# MATERIAL PROVIDED
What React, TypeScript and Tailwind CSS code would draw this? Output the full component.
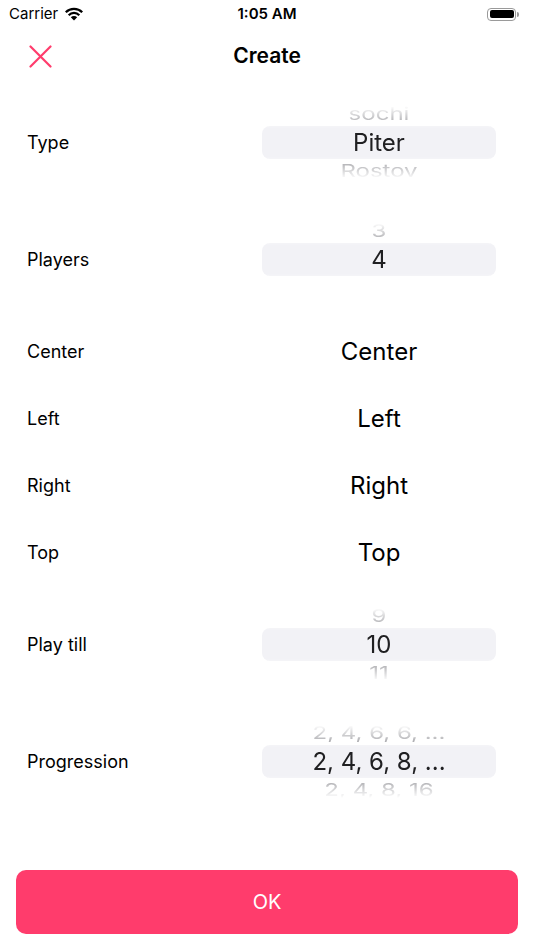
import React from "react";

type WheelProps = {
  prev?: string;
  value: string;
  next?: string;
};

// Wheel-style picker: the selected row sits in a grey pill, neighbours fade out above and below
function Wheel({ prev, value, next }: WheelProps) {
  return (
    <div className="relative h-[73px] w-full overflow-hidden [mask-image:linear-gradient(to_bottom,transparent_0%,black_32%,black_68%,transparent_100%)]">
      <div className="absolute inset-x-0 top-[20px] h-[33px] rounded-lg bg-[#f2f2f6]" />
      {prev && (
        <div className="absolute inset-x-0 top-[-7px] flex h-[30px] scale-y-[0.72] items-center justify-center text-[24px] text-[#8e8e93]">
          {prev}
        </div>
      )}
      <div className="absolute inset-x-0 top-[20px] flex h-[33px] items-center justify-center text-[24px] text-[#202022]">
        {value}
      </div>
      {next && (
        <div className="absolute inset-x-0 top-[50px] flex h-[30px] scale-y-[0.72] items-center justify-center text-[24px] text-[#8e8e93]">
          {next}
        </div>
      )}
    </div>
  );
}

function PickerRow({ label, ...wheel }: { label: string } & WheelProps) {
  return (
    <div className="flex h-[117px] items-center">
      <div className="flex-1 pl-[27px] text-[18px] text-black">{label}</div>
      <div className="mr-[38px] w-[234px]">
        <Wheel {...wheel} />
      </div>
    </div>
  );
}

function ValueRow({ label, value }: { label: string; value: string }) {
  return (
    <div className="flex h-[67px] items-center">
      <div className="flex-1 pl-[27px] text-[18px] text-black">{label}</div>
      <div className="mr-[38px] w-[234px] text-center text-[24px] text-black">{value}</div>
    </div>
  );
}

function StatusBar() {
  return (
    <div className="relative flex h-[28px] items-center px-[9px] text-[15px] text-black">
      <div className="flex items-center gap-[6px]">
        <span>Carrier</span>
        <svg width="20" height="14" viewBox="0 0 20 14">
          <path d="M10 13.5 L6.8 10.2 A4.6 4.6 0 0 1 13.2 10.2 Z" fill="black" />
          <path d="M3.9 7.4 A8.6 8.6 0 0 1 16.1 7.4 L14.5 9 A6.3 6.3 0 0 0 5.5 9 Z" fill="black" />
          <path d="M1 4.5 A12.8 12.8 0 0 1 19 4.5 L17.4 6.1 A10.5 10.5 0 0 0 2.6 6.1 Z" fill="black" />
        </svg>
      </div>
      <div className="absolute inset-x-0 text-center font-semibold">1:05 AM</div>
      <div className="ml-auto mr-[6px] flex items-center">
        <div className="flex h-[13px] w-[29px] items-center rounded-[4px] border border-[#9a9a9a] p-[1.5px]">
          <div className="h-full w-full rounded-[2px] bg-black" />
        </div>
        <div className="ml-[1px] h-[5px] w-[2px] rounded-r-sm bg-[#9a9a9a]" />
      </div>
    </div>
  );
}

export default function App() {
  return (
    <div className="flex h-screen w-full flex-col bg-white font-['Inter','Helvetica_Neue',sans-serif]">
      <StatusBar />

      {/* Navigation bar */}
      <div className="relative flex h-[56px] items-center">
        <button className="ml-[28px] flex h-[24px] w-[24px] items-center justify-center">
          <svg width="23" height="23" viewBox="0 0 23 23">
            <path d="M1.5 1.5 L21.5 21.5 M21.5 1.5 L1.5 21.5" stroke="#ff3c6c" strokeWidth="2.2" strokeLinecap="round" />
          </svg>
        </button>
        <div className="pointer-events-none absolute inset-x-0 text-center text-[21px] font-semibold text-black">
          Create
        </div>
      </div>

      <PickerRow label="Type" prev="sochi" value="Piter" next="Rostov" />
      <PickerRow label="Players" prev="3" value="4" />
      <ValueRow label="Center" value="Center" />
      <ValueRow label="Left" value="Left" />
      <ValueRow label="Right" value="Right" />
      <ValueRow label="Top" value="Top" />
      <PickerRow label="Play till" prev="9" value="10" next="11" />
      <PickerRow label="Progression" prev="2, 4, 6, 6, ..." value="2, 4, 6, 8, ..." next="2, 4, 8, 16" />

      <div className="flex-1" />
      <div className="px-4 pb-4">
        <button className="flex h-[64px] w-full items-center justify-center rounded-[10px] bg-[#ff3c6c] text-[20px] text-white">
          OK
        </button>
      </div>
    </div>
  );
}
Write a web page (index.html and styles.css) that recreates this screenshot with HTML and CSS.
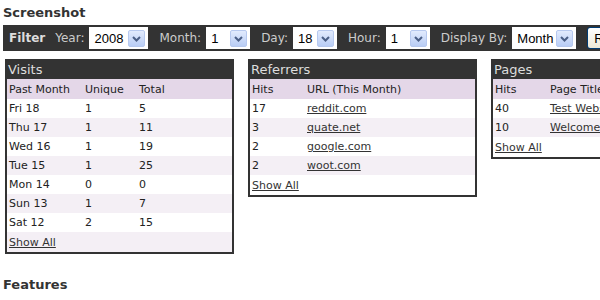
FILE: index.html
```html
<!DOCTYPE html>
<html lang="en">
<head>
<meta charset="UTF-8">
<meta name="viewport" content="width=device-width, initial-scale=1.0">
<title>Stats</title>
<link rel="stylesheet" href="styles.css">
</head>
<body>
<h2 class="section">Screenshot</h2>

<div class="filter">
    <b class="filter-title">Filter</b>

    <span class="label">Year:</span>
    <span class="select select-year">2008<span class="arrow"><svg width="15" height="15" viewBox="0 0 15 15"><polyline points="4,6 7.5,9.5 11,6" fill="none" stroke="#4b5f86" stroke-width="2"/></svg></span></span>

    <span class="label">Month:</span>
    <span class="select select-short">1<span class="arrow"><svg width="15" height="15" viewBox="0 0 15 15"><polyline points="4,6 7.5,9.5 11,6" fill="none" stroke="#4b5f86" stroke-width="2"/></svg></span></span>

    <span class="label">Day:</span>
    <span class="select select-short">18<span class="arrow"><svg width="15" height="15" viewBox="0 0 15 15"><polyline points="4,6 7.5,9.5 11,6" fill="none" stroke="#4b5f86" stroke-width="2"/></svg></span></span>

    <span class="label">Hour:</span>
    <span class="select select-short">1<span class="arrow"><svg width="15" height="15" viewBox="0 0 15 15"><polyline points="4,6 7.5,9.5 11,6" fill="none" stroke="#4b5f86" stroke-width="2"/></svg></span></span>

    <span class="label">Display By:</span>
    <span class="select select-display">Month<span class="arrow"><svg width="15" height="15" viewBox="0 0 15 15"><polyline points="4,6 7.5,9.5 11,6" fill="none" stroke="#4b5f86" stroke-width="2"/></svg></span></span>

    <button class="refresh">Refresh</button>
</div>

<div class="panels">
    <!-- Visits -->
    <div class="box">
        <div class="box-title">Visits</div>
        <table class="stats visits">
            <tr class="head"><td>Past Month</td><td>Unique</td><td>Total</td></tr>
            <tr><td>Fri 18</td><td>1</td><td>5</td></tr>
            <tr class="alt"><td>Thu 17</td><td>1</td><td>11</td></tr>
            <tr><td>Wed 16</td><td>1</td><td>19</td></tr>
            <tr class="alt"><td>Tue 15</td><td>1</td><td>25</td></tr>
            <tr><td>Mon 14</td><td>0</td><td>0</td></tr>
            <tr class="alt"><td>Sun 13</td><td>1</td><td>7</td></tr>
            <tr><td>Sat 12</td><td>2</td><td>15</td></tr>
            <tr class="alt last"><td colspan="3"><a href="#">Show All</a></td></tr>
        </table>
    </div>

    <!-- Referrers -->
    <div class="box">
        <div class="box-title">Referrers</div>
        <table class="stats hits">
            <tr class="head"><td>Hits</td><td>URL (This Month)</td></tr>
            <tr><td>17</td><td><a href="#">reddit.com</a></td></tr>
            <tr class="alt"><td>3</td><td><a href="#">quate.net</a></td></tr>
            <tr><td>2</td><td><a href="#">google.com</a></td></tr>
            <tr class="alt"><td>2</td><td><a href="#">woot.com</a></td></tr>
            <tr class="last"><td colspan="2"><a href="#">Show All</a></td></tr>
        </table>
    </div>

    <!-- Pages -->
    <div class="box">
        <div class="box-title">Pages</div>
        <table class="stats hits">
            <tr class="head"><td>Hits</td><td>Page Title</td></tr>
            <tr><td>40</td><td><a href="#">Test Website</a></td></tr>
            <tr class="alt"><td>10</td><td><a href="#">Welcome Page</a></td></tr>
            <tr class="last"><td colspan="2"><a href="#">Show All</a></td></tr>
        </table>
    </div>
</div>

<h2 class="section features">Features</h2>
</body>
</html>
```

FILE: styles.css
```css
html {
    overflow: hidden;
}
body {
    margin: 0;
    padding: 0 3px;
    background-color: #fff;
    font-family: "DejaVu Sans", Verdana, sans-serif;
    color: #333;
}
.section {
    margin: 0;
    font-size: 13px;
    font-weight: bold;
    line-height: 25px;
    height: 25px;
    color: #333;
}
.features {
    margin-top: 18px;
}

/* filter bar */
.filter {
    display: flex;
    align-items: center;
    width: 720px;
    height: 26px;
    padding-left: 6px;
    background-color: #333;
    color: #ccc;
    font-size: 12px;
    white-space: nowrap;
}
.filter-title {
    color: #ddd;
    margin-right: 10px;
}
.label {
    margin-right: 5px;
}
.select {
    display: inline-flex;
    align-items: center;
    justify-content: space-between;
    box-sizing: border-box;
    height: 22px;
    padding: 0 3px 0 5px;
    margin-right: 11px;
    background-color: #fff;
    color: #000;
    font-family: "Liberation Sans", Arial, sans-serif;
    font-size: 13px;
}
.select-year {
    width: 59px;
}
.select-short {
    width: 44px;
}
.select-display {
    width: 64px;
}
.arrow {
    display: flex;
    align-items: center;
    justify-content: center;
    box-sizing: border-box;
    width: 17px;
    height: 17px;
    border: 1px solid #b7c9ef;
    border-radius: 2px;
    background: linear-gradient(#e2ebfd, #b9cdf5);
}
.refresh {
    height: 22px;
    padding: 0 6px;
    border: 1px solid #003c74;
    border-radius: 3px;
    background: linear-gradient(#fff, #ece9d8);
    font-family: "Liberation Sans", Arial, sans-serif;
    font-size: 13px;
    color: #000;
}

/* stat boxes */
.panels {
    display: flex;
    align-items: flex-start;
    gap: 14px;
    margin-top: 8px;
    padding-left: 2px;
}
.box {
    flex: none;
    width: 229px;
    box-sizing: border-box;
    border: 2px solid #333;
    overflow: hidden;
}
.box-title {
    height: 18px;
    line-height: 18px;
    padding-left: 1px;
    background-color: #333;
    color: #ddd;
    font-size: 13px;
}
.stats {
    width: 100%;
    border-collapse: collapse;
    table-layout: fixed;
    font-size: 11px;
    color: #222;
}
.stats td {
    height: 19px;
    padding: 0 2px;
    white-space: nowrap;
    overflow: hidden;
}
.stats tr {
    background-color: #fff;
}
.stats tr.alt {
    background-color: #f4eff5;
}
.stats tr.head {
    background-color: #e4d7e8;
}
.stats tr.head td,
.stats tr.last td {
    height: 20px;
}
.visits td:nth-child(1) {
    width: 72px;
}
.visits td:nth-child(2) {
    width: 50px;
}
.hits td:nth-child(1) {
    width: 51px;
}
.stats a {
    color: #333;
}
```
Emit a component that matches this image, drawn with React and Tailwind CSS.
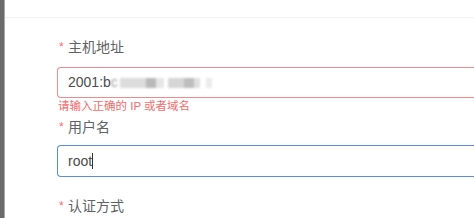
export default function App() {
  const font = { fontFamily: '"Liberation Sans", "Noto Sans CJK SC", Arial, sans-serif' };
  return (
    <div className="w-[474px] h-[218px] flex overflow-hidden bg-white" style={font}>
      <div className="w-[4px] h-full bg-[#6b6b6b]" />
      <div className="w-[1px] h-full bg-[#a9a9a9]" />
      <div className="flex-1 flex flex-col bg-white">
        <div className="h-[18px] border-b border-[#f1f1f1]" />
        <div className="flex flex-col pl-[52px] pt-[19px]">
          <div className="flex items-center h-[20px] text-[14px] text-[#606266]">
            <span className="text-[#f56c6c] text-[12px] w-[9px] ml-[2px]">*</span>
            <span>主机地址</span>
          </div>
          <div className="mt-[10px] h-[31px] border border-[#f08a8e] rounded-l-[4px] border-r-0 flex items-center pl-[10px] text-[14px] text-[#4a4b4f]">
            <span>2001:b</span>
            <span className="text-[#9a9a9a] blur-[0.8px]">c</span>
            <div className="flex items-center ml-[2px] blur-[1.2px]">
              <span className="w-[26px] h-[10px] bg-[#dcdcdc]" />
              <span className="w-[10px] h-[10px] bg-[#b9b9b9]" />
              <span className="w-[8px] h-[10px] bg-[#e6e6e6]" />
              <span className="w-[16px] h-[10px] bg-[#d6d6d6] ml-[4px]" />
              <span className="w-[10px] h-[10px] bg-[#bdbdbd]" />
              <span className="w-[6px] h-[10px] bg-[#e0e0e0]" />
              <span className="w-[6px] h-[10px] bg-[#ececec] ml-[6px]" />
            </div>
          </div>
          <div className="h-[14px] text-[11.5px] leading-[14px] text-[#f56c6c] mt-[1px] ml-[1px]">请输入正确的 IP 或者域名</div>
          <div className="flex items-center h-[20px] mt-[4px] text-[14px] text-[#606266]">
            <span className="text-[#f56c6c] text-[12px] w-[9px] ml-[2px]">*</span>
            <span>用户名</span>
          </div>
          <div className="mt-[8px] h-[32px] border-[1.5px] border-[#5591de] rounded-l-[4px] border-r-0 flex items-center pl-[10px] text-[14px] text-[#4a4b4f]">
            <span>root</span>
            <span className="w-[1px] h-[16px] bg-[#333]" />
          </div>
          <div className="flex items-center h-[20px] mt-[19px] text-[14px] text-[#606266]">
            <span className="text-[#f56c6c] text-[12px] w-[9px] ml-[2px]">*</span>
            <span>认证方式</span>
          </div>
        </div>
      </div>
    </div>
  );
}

# EXERCISE DETAILS
Find each line holding the string "that" and copy it out.

# RESPONSE FOR THIS EXERCISE
Write a web page (index.html and styles.css) that recreates this screenshot with HTML and CSS.
Emit a component that matches this image, drawn with React and Tailwind CSS.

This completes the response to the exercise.